Set task:
Pick every line from the data that holds the word "Clone".

Dataset content:
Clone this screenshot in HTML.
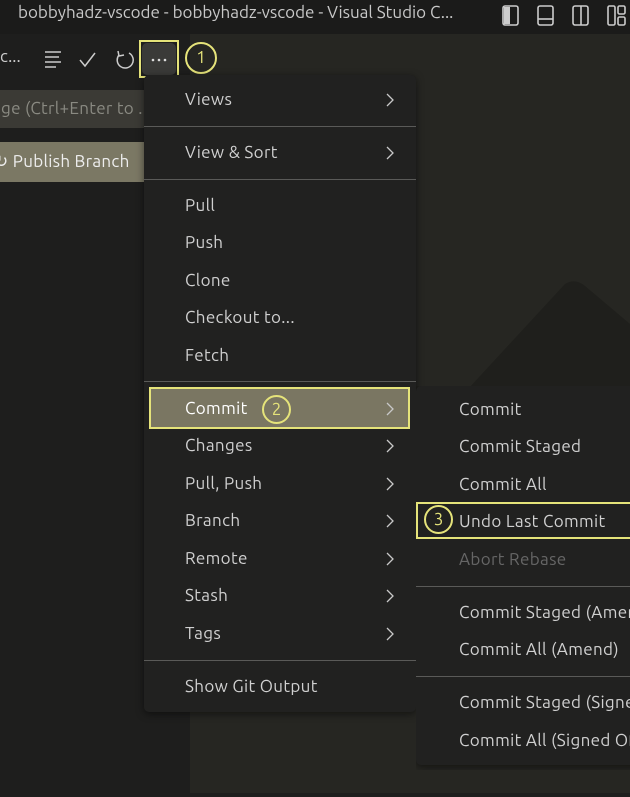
<!DOCTYPE html>
<html><head><meta charset="utf-8"><style>
*{margin:0;padding:0;box-sizing:border-box}
body{width:630px;height:793px;overflow:hidden;background:#1e1e1d;font-family:"Ubuntu","DejaVu Sans","Liberation Sans",sans-serif;color:#d4d4d4;position:relative}
.abs{position:absolute}
.title{left:0;top:0;width:630px;height:34px;background:#1b1b1a;overflow:hidden}
.title span{position:absolute;left:18px;top:3px;font-size:17px;color:#c8c8c8;letter-spacing:0}
.side{left:0;top:34px;width:190px;height:759px;background:#1e1e1d}
.editor{left:190px;top:34px;width:440px;height:759px;background:#262622}
.menu{background:#212120;border-radius:5px;box-shadow:0 2px 8px rgba(0,0,0,.5)}
.it{position:absolute;font-size:17px;color:#d0d0d0;white-space:nowrap;letter-spacing:0.35px}
.chev{position:absolute;left:242px;width:8px;height:14px}
.sep{position:absolute;height:1px;background:#5a5a58}
.circ{position:absolute;border:2px solid #e5e37a;border-radius:50%;color:#e5e37a;text-align:center;font-size:17px}
</style></head><body>
<div class="abs title"><span>bobbyhadz-vscode - bobbyhadz-vscode - Visual Studio C...</span>
<svg class="abs" style="left:500px;top:4px" width="130" height="24" fill="none" stroke="#ccc" stroke-width="1.6">
<rect x="3" y="2" width="15" height="19" rx="2"/><rect x="4" y="3" width="6" height="17" fill="#ccc" stroke="none"/>
<rect x="38" y="2" width="15" height="19" rx="2"/><line x1="38" y1="15" x2="53" y2="15"/>
<rect x="73" y="2" width="15" height="19" rx="2"/><line x1="81" y1="2" x2="81" y2="21"/>
<rect x="108" y="2" width="7" height="19" rx="1.5"/><rect x="118" y="2" width="7" height="8" rx="1.5"/><rect x="118" y="13" width="7" height="8" rx="1.5"/>
</svg></div>
<div class="abs side"></div>
<div class="abs editor">
<svg width="440" height="759"><path d="M255 380 L375 250 Q385 244 395 252 L440 290 L440 380 Z" fill="#1f1f1c"/></svg>
</div>
<div class="abs" style="left:0;top:47px;font-size:17px;color:#ccc">c...</div>
<svg class="abs" style="left:42px;top:48px" width="100" height="22" fill="none" stroke="#ccc" stroke-width="1.5">
<line x1="3" y1="4" x2="19" y2="4"/><line x1="3" y1="9" x2="17" y2="9"/><line x1="3" y1="14" x2="19" y2="14"/><line x1="3" y1="19" x2="14" y2="19"/>
<path d="M38 12 L43 18 L53 5"/>
<path d="M87 5 A8 8 0 1 1 77 7 M76 3 L77 8 L82 7"/>
</svg>
<div class="abs" style="left:139px;top:40px;width:40px;height:38px;border:2px solid #e5e37a"></div>
<div class="abs" style="left:142px;top:43px;width:34px;height:32px;background:#3a3a38;border-radius:5px"></div>
<svg class="abs" style="left:142px;top:43px" width="34" height="32" fill="#ddd"><circle cx="11" cy="17" r="1.3"/><circle cx="17" cy="17" r="1.3"/><circle cx="23" cy="17" r="1.3"/></svg>
<div class="circ" style="left:185px;top:42px;width:32px;height:32px;line-height:27px">1</div>
<div class="abs" style="left:0;top:90px;width:144px;height:38px;background:#3b3a35;color:#8a8a82;font-size:17px;line-height:38px;white-space:nowrap;overflow:hidden;text-indent:-8px;letter-spacing:0.3px">age (Ctrl+Enter to .</div>
<div class="abs" style="left:0;top:142px;width:144px;height:40px;background:#7b7864;color:#eee;font-size:17px;line-height:40px;white-space:nowrap;overflow:hidden;text-indent:-6px;letter-spacing:0.3px">&#x21bb; Publish Branch</div>

<svg width="0" height="0" style="position:absolute"><defs><symbol id="cv" viewBox="0 0 8 14"><path d="M1 1 L7 7 L1 13" fill="none" stroke="#c8c8c8" stroke-width="1.3"/></symbol></defs></svg>

<div class="abs menu" style="left:144px;top:75px;width:272px;height:637px">
<div class="it" style="left:41px;top:15px">Views</div><svg class="chev" style="top:18px"><use href="#cv"/></svg>
<div class="sep" style="left:0;width:272px;top:51px"></div>
<div class="it" style="left:41px;top:68px">View &amp; Sort</div><svg class="chev" style="top:71px"><use href="#cv"/></svg>
<div class="sep" style="left:0;width:272px;top:104px"></div>
<div class="it" style="left:41px;top:121px">Pull</div>
<div class="it" style="left:41px;top:158px">Push</div>
<div class="it" style="left:41px;top:196px">Clone</div>
<div class="it" style="left:41px;top:233px">Checkout to...</div>
<div class="it" style="left:41px;top:271px">Fetch</div>
<div class="sep" style="left:0;width:272px;top:306px"></div>
<div class="abs" style="left:5px;top:312px;width:261px;height:42px;background:#7a7662;border:2px solid #e5e37a"></div>
<div class="it" style="left:41px;top:324px;color:#fff">Commit</div><svg class="chev" style="top:327px"><use href="#cv"/></svg>
<div class="circ" style="left:118px;top:320px;width:29px;height:29px;line-height:25px">2</div>
<div class="it" style="left:41px;top:361px">Changes</div><svg class="chev" style="top:364px"><use href="#cv"/></svg>
<div class="it" style="left:41px;top:399px">Pull, Push</div><svg class="chev" style="top:402px"><use href="#cv"/></svg>
<div class="it" style="left:41px;top:436px">Branch</div><svg class="chev" style="top:439px"><use href="#cv"/></svg>
<div class="it" style="left:41px;top:474px">Remote</div><svg class="chev" style="top:477px"><use href="#cv"/></svg>
<div class="it" style="left:41px;top:511px">Stash</div><svg class="chev" style="top:514px"><use href="#cv"/></svg>
<div class="it" style="left:41px;top:549px">Tags</div><svg class="chev" style="top:552px"><use href="#cv"/></svg>
<div class="sep" style="left:0;width:272px;top:585px"></div>
<div class="it" style="left:41px;top:602px">Show Git Output</div>
</div>

<div class="abs" style="left:416px;top:386px;width:214px;height:384px;overflow:hidden">
<div class="abs menu" style="left:0;top:0;width:230px;height:379px">
<div class="it" style="left:43px;top:14px">Commit</div>
<div class="it" style="left:43px;top:51px">Commit Staged</div>
<div class="it" style="left:43px;top:89px">Commit All</div>
<div class="abs" style="left:0;top:116px;width:230px;height:37px;border:2px solid #e5e37a"></div>
<div class="circ" style="left:8px;top:119px;width:29px;height:29px;line-height:25px">3</div>
<div class="it" style="left:43px;top:126px">Undo Last Commit</div>
<div class="it" style="left:43px;top:164px;color:#666">Abort Rebase</div>
<div class="sep" style="left:0;width:230px;top:200px"></div>
<div class="it" style="left:43px;top:217px">Commit Staged (Amend)</div>
<div class="it" style="left:43px;top:254px">Commit All (Amend)</div>
<div class="sep" style="left:0;width:230px;top:290px"></div>
<div class="it" style="left:43px;top:307px">Commit Staged (Signed Off)</div>
<div class="it" style="left:43px;top:345px">Commit All (Signed Off)</div>
</div></div>
</body></html>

Written answer:
Clone this screenshot in HTML.
<div class="it" style="left:41px;top:196px">Clone</div>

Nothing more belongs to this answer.